Senegalese filmmaker Ousmane Sembene will be at MHC May 7 and 8 to screen his films and discuss new directions in his cinema.

by Katherine Axt '01

It's not often that the opportunity comes along to see evocative international films and meet with their maker during the same evening, but that's what lies in store for the MHC community during the early days of May. Prominent Senegalese filmmaker Ousmane Sembene will be on campus to screen his films and discuss the new directions his cinema is taking. One of Sembene's early films, Black Girl (1966), will be shown Monday, May 7, at 8 pm in Gamble Auditorium, and the following evening, May 8, his most recent film, Faat Kine (2000), will be screened, also at 8 pm in Gamble. Sembene will introduce both films and will be available after the screenings to answer questions and interact with students, faculty, and the Five College community. Sembene's visit is sponsored by the Film Studies Program, the African and African American Studies Programs, the French department, the politics department, and the offices of the dean of the College and dean of the faculty.

Black Girl is the story of a Senegalese girl hired as a maid in Dakar and transformed into a slave when she goes to France with the family. The film ends tragically with her suicide, which is a symbol of her powerlessness and exploitation, according to Samba Gadjigo, MHC associate professor of French, who helped bring Sembene to campus. Faat Kine explores three generations of Senegalese women: Kine's mother, a traditional woman resigned to the patriarchal forces of her society; Faat Kine, who is torn between her desires for modernity and her obligations to tradition; and Kine's daughter, the African woman of tomorrow.

"Although women still have a lot of struggles and obstacles facing them, Faat Kine shows Senegalese women taking back power. It is interesting to view Sembene's vision of African women in the context of the change in perspective that has happened since the 1960s," said Gadjigo, who has spent the last five years writing Sembene's biography and recently returned from the Fespaco/Pan-African Film Festival in Ouagadougou, Republic of Burkina Faso in West Africa.
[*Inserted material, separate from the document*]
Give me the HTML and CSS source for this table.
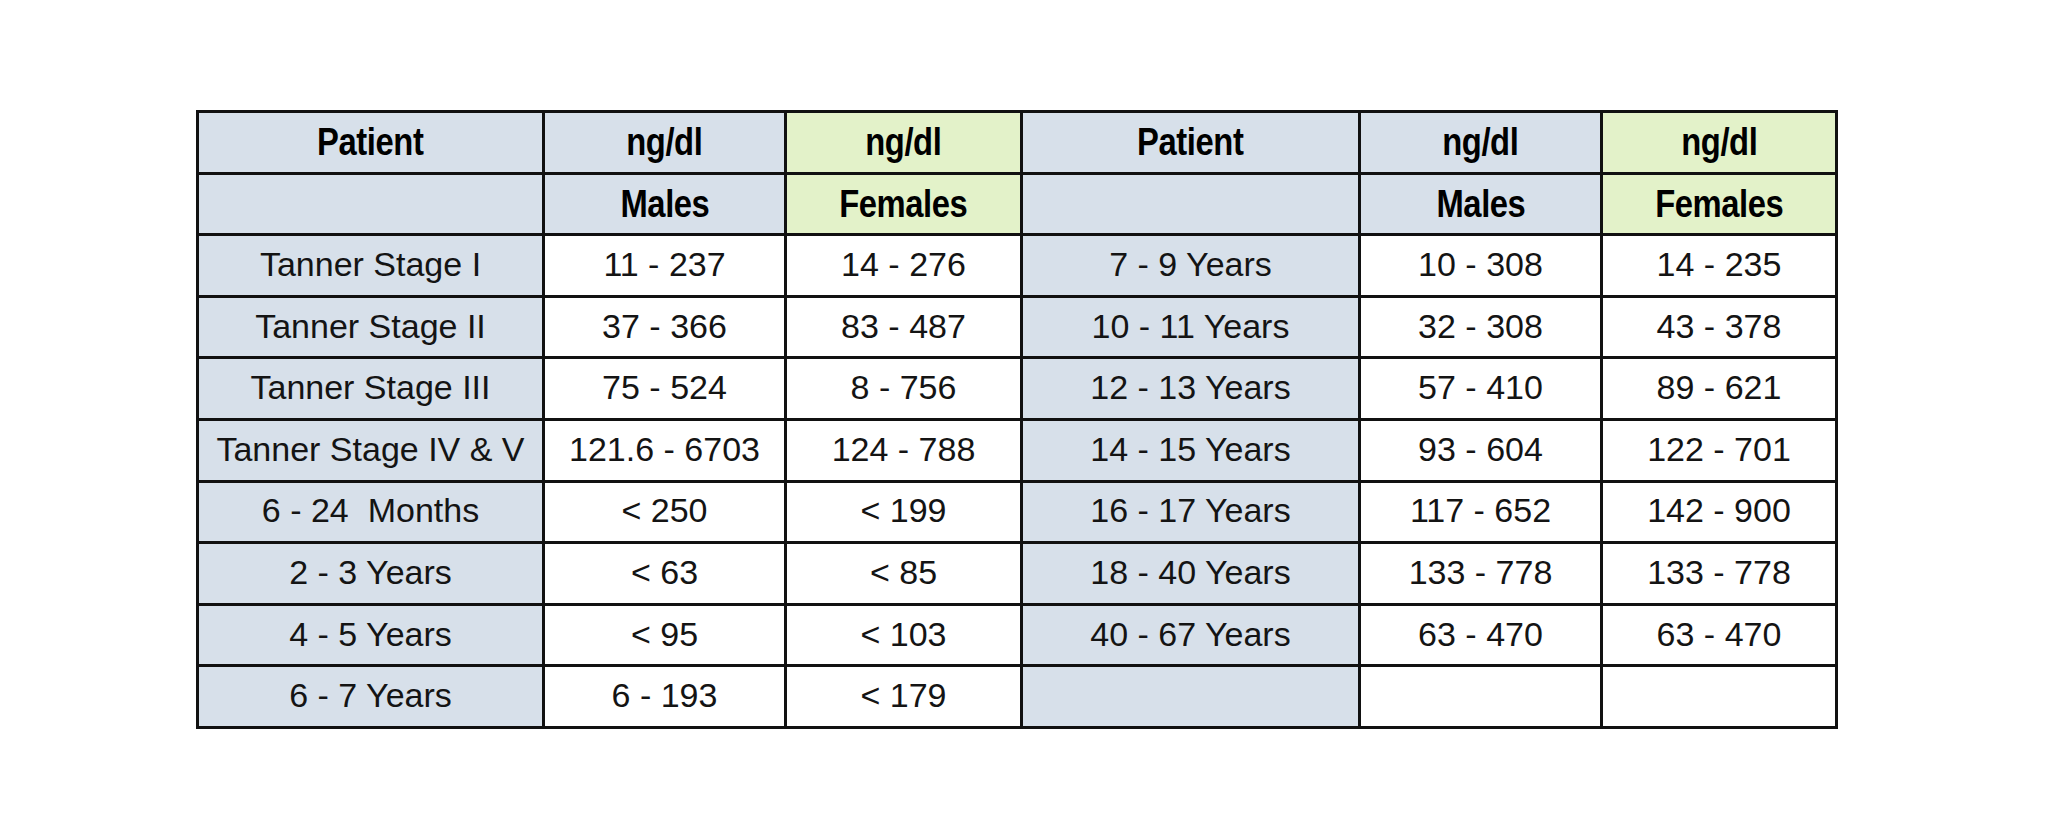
FILE: index.html
```html
<!DOCTYPE html>
<html>
<head>
<meta charset="utf-8">
<link rel="stylesheet" href="styles.css">
</head>
<body>
<div class="page">
  <table class="ref-table">
    <colgroup>
      <col class="c-patient"><col class="c-male"><col class="c-female">
      <col class="c-patient2"><col class="c-male"><col class="c-female2">
    </colgroup>
    <thead>
      <tr>
        <th class="blue"><span>Patient</span></th><th class="blue"><span>ng/dl</span></th><th class="green"><span>ng/dl</span></th>
        <th class="blue"><span>Patient</span></th><th class="blue"><span>ng/dl</span></th><th class="green"><span>ng/dl</span></th>
      </tr>
      <tr>
        <th class="blue"></th><th class="blue"><span>Males</span></th><th class="green"><span>Females</span></th>
        <th class="blue"></th><th class="blue"><span>Males</span></th><th class="green"><span>Females</span></th>
      </tr>
    </thead>
    <tbody>
      <tr><td class="blue">Tanner Stage I</td><td>11 - 237</td><td>14 - 276</td><td class="blue">7 - 9 Years</td><td>10 - 308</td><td>14 - 235</td></tr>
      <tr><td class="blue">Tanner Stage II</td><td>37 - 366</td><td>83 - 487</td><td class="blue">10 - 11 Years</td><td>32 - 308</td><td>43 - 378</td></tr>
      <tr><td class="blue">Tanner Stage III</td><td>75 - 524</td><td>8 - 756</td><td class="blue">12 - 13 Years</td><td>57 - 410</td><td>89 - 621</td></tr>
      <tr><td class="blue">Tanner Stage IV &amp; V</td><td>121.6 - 6703</td><td>124 - 788</td><td class="blue">14 - 15 Years</td><td>93 - 604</td><td>122 - 701</td></tr>
      <tr><td class="blue">6 - 24&nbsp; Months</td><td>&lt; 250</td><td>&lt; 199</td><td class="blue">16 - 17 Years</td><td>117 - 652</td><td>142 - 900</td></tr>
      <tr><td class="blue">2 - 3 Years</td><td>&lt; 63</td><td>&lt; 85</td><td class="blue">18 - 40 Years</td><td>133 - 778</td><td>133 - 778</td></tr>
      <tr><td class="blue">4 - 5 Years</td><td>&lt; 95</td><td>&lt; 103</td><td class="blue">40 - 67 Years</td><td>63 - 470</td><td>63 - 470</td></tr>
      <tr><td class="blue">6 - 7 Years</td><td>6 - 193</td><td>&lt; 179</td><td class="blue"></td><td></td><td></td></tr>
    </tbody>
  </table>
</div>
</body>
</html>
```
FILE: styles.css
```css
html, body {
  margin: 0;
  padding: 0;
  background: #ffffff;
}

.page {
  padding: 110px 0 0 196px;
}

.ref-table {
  border-collapse: collapse;
  table-layout: fixed;
  width: 1639px;
  font-family: "Liberation Sans", Arial, sans-serif;
  color: #141414;
}

.c-patient { width: 346px; }
.c-male { width: 242px; }
.c-female { width: 236px; }
.c-patient2 { width: 338px; }
.c-female2 { width: 235px; }

.ref-table th,
.ref-table td {
  border: 3px solid #111111;
  height: 58.6px;
  padding: 0;
  text-align: center;
  vertical-align: middle;
  white-space: nowrap;
}

.ref-table td {
  height: 56.6px;
  padding-bottom: 2px;
  font-size: 34px;
  font-weight: 400;
  background: #ffffff;
}

.ref-table th {
  font-family: "Liberation Sans", Arial, sans-serif;
  font-size: 39px;
  font-weight: 700;
  color: #000000;
  letter-spacing: -0.5px;
}

.ref-table th span {
  display: inline-block;
  transform: scaleX(0.84);
}

.ref-table .blue { background: #d7e0ea; }
.ref-table .green { background: #e3f2c9; }
```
Since money is scarce, African cinema cannot compete with the mass production of Hollywood, according to Gadjigo. Instead, African filmmakers devote themselves to educating the African people. Sembene uses film as a way of telling stories in the tradition of the African griot, a position similar to the medieval minstrel. Although Africa's past informs his films, Sembene's cinema is above all a cinema of action for positive change.